Puente de espías

Crítica de Carlos Schilling - La Voz del Interior

Steven Spielberg vuelve a unirse con Tom Hanks para Puente de espías. Y el resultado es otra vez positivo.

Un episodio de la Guerra Fría idealizado es lo que ofrece Steven Spielberg en Puente de espías. Reconstruye, por no decir mitologiza, dos momentos históricos vinculados por un mismo protagonista: el abogado mediador James Donovan, interpretado por Tom Hanks, siempre en ese estado de gracia que tanto le ha servido para representar al norteamericano bueno.

Donovan fue el hombre que defendió ante los tribunales de los Estados Unidos al espía soviético Rudolf Abel (un inolvidable Mark Rylance), a fines de la década de 1950, y llevó el caso hasta la Corte Suprema. Si bien perdió por cinco votos a cuatro, evitó que el espía fuera ejecutado.

Unos años después, en 1962, Donovan fue el negociador principal en un intercambio de prisioneros que involucró a Estados Unidos, la Unión Soviética y la República Democrática Alemana y en el cual los norteamericanos entregaron precisamente a Rudolfo Abel a cambio del aviador Francis Powers y del estudiante de Economía Frederic Pryor.

En términos cinematográficos, Spielberg conecta una película de tribunales con una película de espías, y lo hace con el virtuosismo que lo caracteriza para contar historias, sean puramente ficcionales o basadas en hechos reales. Con un relato clásico, que tal vez respeta más la sensibilidad que la inteligencia del espectador, vuelve a un momento crucial de la historia del siglo 20, la época en que el mundo estaba dividido en dos frentes y la peor fantasía de la humanidad era desaparecer de la faz de la tierra por una conflagración atómica.

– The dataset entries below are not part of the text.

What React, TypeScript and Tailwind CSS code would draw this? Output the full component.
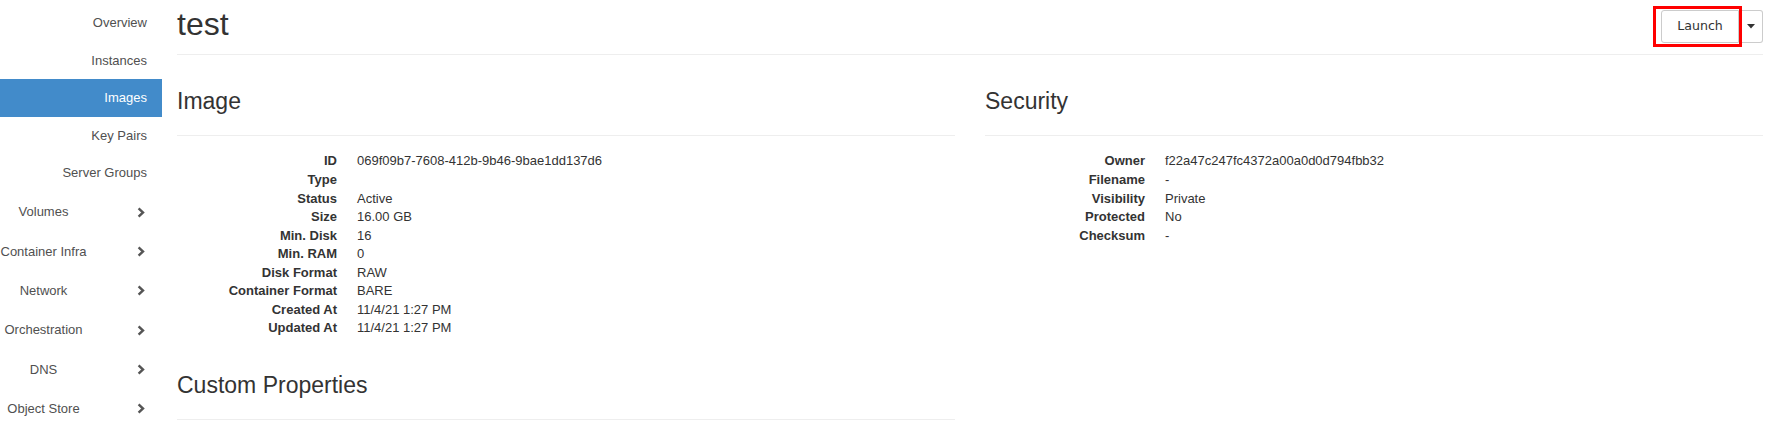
import React from 'react';

const topItems = ['Overview', 'Instances', 'Images', 'Key Pairs', 'Server Groups'];
const groups = ['Volumes', 'Container Infra', 'Network', 'Orchestration', 'DNS', 'Object Store'];

const imageRows: [string, string][] = [
  ['ID', '069f09b7-7608-412b-9b46-9bae1dd137d6'],
  ['Type', ''],
  ['Status', 'Active'],
  ['Size', '16.00 GB'],
  ['Min. Disk', '16'],
  ['Min. RAM', '0'],
  ['Disk Format', 'RAW'],
  ['Container Format', 'BARE'],
  ['Created At', '11/4/21 1:27 PM'],
  ['Updated At', '11/4/21 1:27 PM'],
];

const securityRows: [string, string][] = [
  ['Owner', 'f22a47c247fc4372a00a0d0d794fbb32'],
  ['Filename', '-'],
  ['Visibility', 'Private'],
  ['Protected', 'No'],
  ['Checksum', '-'],
];

function Chevron() {
  return (
    <svg width="8" height="11" viewBox="0 0 8 11" className="ml-[50px] shrink-0">
      <path d="M1.6 1.4 L6 5.5 L1.6 9.6" fill="none" stroke="#555" strokeWidth="2.4" />
    </svg>
  );
}

function Sidebar() {
  return (
    <nav className="w-[162px] shrink-0 pt-[4px] text-[13px] text-[#505050]">
      {topItems.map((item) => (
        <div
          key={item}
          className={
            item === 'Images'
              ? 'h-[37.5px] flex items-center justify-end pr-[15px] bg-[#428bca] text-white'
              : 'h-[37.5px] flex items-center justify-end pr-[15px]'
          }
        >
          {item}
        </div>
      ))}
      <div className="mt-[1px]">
        {groups.map((g) => (
          <div key={g} className="h-[39.3px] flex items-center">
            <span className="w-[87px] text-center whitespace-nowrap">{g}</span>
            <Chevron />
          </div>
        ))}
      </div>
    </nav>
  );
}

function Section({ title, rows, className }: { title: string; rows?: [string, string][]; className?: string }) {
  return (
    <div className={className}>
      <h3 className="text-[23px] leading-[25px] text-[#333]">{title}</h3>
      <div className="mt-[21px] border-t border-[#eee]" />
      {rows && (
        <dl className="mt-[16.4px] grid grid-cols-[160px_1fr] gap-x-[20px] text-[13px] leading-[18.57px] text-[#333]">
          {rows.map(([k, v]) => (
            <React.Fragment key={k}>
              <dt className="text-right font-bold whitespace-nowrap">{k}</dt>
              <dd>{v}</dd>
            </React.Fragment>
          ))}
        </dl>
      )}
    </div>
  );
}

export default function App() {
  return (
    <div className="flex h-[429px] overflow-hidden bg-white" style={{ fontFamily: '"Liberation Sans", Arial, sans-serif' }}>
      <Sidebar />
      <main className="flex-1 pl-[15px] pr-[9px]">
        {/* page header */}
        <div className="flex justify-between items-start h-[55px] border-b border-[#eee]">
          <h1 className="mt-[7px] text-[32px] leading-[35px] text-[#333]">test</h1>
          <div className="mt-[10px] flex">
            <div className="relative">
              <button
                className="h-[33px] w-[78px] border border-[#ccc] rounded-l-[3px] bg-white text-[12.6px] text-[#333]"
                style={{ fontFamily: '"DejaVu Sans", sans-serif' }}
              >
                Launch
              </button>
              <span className="absolute left-[-8px] top-[-4px] w-[89px] h-[41px] border-[3px] border-[#ff0000] pointer-events-none" />
            </div>
            <button className="h-[33px] w-[24px] border border-l-0 border-[#ccc] rounded-r-[3px] bg-white flex items-center justify-center">
              <svg width="8" height="5" viewBox="0 0 8 5">
                <path d="M0 0 L8 0 L4 4.5 Z" fill="#333" />
              </svg>
            </button>
          </div>
        </div>

        <div className="grid grid-cols-2 gap-x-[30px]">
          <div>
            <Section title="Image" rows={imageRows} className="mt-[34px]" />
            <Section title="Custom Properties" className="mt-[34.5px]" />
          </div>
          <div>
            <Section title="Security" rows={securityRows} className="mt-[34px]" />
          </div>
        </div>
      </main>
    </div>
  );
}
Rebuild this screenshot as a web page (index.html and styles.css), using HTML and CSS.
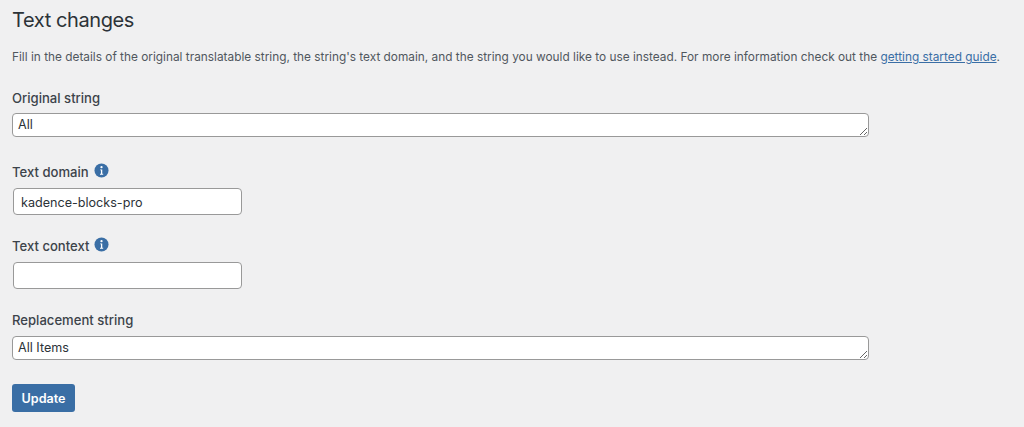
FILE: index.html
```html
<!DOCTYPE html>
<html lang="en">
<head>
    <meta charset="UTF-8">
    <meta name="viewport" content="width=device-width, initial-scale=1.0">
    <title>Text changes</title>
    <link rel="stylesheet" href="styles.css">
</head>
<body>
    <div class="wrap">
        <h1>Text changes</h1>
        <p class="intro">Fill in the details of the original translatable string, the string's text domain, and the string you would like to use instead. For more information check out the <a href="#">getting started guide</a>.</p>
        <form class="fields">
            <div class="field">
                <label for="original">Original string</label>
                <textarea id="original" rows="1">All</textarea>
            </div>
            <div class="field">
                <label for="domain">Text domain
                    <svg class="info" viewBox="0 0 16 16"><circle cx="8" cy="8" r="7.5" fill="#3a6ea5"/><circle cx="8" cy="4.4" r="1.2" fill="#fff"/><path d="M6.6 6.8h2.2v4.7h1v1H6.4v-1h1v-3.7h-.8z" fill="#fff"/></svg>
                </label>
                <input type="text" id="domain" value="kadence-blocks-pro">
            </div>
            <div class="field">
                <label for="context">Text context
                    <svg class="info" viewBox="0 0 16 16"><circle cx="8" cy="8" r="7.5" fill="#3a6ea5"/><circle cx="8" cy="4.4" r="1.2" fill="#fff"/><path d="M6.6 6.8h2.2v4.7h1v1H6.4v-1h1v-3.7h-.8z" fill="#fff"/></svg>
                </label>
                <input type="text" id="context">
            </div>
            <div class="field">
                <label for="replacement">Replacement string</label>
                <textarea id="replacement" rows="1">All Items</textarea>
            </div>
            <button type="submit">Update</button>
        </form>
    </div>
</body>
</html>
```

FILE: styles.css
```css
body {
    font-family: Inter, "Liberation Sans", sans-serif;
    background: #f0f0f1;
    color: #3c434a;
    margin: 0;
    overflow: hidden;
}
.wrap {
    padding: 8px 12px 0;
}
h1 {
    font-size: 20px;
    font-weight: 400;
    letter-spacing: -0.4px;
    line-height: 24px;
    color: #2c3338;
    margin: 0;
}
.intro {
    font-size: 11.85px;
    line-height: 18px;
    margin: 16px 0 0;
    color: #50575e;
    white-space: nowrap;
}
.intro a {
    color: #3a6ea5;
}
.fields {
    margin-top: 23px;
}
.field {
    margin-bottom: 22px;
}
.field:first-child {
    margin-bottom: 26px;
}
.field:nth-child(4) {
    margin-bottom: 24px;
}
label {
    display: flex;
    align-items: center;
    gap: 5px;
    font-size: 13.1px;
    font-weight: 500;
    line-height: 18px;
    margin-bottom: 7px;
}
.field:first-child label {
    margin-bottom: 6px;
}
.info {
    width: 15px;
    height: 15px;
    margin-top: -3px;
}
textarea, input[type="text"] {
    display: block;
    box-sizing: border-box;
    font-family: inherit;
    font-size: 12.6px;
    color: #2c3338;
    background: #fff;
    border: 1px solid #999;
    border-radius: 4px;
    margin: 0;
}
textarea {
    width: 857px;
    height: 24px;
    padding: 3px 5px;
    line-height: 16px;
}
input[type="text"] {
    width: 229px;
    height: 27px;
    margin-left: 1px;
    padding: 1px 7px 0;
}
button {
    background: #3a6ea5;
    color: #fff;
    font-family: inherit;
    font-size: 12.6px;
    font-weight: 600;
    width: 63px;
    height: 28px;
    padding: 0;
    border: none;
    border-radius: 3px;
    cursor: pointer;
}
```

Pero el espíritu de ese retorno no es revisionista sino moralista, con la moral un tanto voluntarista pero a la vez necesaria de los derechos del hombre. Si en Bastardos sin gloria y Django desencadenado Quentin Tarantino vuelve atrás las páginas del tiempo para que las víctimas del nazismo y del racismo sean redimidas en una historia paralela, Spielberg lo hace para empapar esas páginas de su propio humanismo.

En Puente de espías, ese humanismo se impone a las razones de Estado como una razón más profunda, pero como Spielberg no es un filósofo -y tampoco intenta serlo- sólo puede exponer sus ideas en la forma más básica del relato norteamericano: el individualismo. Donovan sostiene su concepto de justicia y de humanidad contra la presión familiar, social y política y el único que parece entenderlo en el fondo es el espía soviético, quien de hecho provee la metáfora central de la película: la del hombre que se vuelve a parar una y otra vez sin importar cuántos golpes recibe.

En ese sentido, tanto la elección de Hanks (inadecuada desde el punto de vista de la edad pues Donovan tenía poco más de 40 años en esa época y el actor ya cumplió 59) como la de Rylance resultan perfectas para evitar la sobrecarga de solemnidad patriótica y de tensión dramática. Lo mejor de la película son los sutiles virajes hacia la comedia que en la segunda parte, cuando Donovan ya está en Berlín, tienen algo de humor kafkiano apto para todo público.

Por suerte, la necesidad de dejar un mensaje humanista nunca le ha impedido a Spielberg contar bien una historia, y en este caso está tan bien contada que uno deja pasar las obvias manipulaciones ideológicas e históricas y hasta le perdona su inconmovible fe en el norteamericano bueno.